Our Lady of Fatima Church (花地瑪聖母堂) is a Roman Catholic parish church located in Cheung Chau Island, Hong Kong.

== Brief History ==
According to the Hong Kong Diocese heritage website, the original church was a simple stone house located at 245 Tai San Street in Cheung Chau.

Until in early 1952, the first church building was constructed at 1 Church Road in Tung Wan, Cheung Chau. The inauguration ceremony was presided over by Auxiliary Bishop Francis Hsu, and Father Luigi Locatelli of the Pontifical Institute for Foreign Missions served as the first parish priest.
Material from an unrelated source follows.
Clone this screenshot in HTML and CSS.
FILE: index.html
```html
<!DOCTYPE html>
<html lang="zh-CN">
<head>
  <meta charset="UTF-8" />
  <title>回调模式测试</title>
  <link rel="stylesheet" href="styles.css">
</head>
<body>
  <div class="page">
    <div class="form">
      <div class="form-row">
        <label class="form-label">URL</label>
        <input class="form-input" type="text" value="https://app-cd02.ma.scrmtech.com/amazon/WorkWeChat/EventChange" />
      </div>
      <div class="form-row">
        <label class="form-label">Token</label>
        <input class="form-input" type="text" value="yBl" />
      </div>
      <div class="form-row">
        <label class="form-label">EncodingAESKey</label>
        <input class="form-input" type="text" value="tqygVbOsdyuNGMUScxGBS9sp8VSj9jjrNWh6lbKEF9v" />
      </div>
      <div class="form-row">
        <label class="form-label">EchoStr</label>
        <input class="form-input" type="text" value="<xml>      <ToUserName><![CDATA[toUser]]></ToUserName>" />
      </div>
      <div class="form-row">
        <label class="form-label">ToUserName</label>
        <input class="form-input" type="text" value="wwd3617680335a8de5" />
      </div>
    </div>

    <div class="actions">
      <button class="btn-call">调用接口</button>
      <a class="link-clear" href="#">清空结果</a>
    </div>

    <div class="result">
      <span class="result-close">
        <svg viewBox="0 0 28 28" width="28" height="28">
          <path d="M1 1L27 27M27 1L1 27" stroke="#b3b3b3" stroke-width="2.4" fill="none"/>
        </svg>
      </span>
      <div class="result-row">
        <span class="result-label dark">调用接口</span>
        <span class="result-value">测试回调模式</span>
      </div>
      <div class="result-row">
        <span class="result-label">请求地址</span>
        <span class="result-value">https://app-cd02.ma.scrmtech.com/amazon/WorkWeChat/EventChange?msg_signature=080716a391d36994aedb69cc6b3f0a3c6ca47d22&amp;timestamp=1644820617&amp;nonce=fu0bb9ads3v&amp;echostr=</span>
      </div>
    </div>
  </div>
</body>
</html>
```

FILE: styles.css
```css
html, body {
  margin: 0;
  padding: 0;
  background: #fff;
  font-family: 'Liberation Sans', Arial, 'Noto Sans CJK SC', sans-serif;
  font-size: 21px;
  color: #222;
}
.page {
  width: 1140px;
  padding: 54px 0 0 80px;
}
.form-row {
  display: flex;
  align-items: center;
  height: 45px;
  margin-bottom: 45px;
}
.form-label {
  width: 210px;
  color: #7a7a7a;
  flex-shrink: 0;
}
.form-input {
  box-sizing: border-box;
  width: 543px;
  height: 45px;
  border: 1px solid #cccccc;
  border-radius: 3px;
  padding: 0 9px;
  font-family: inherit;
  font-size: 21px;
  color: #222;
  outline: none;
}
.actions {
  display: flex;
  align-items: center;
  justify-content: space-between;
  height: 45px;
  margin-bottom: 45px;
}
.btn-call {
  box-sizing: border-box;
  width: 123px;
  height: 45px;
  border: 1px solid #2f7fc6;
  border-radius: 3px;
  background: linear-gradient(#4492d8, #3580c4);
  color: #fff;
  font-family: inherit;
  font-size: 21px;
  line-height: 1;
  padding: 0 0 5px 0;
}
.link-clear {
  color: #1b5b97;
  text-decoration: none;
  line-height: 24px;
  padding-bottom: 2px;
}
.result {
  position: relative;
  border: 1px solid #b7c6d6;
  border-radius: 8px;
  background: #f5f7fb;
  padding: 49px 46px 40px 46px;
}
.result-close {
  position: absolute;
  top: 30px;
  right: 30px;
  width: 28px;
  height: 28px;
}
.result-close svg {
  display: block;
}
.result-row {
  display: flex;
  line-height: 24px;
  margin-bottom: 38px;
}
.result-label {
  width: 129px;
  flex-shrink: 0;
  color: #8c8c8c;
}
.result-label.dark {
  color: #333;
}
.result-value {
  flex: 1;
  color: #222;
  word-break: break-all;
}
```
In 1959, the church underwent the expansion work, and it was complete on 13 November 1961. The new church was connected to the original church, with a total area of 5,534 square feet and able to accommodate 200 parishioners.

The original church building was used as the Sacred Heart Kindergarten. As part of the extension, one additional floor was also added on the right side of the church to house the Parish Office.

Every October each year, the church will organize a huge festive procession marking the anniversary of the Fatima apparitions.

The church is one of the Hong Kong Diocesan Jubilee Pilgrimage Shrine during the 2000 Jubilee Year and the 2025 Jubilee Year.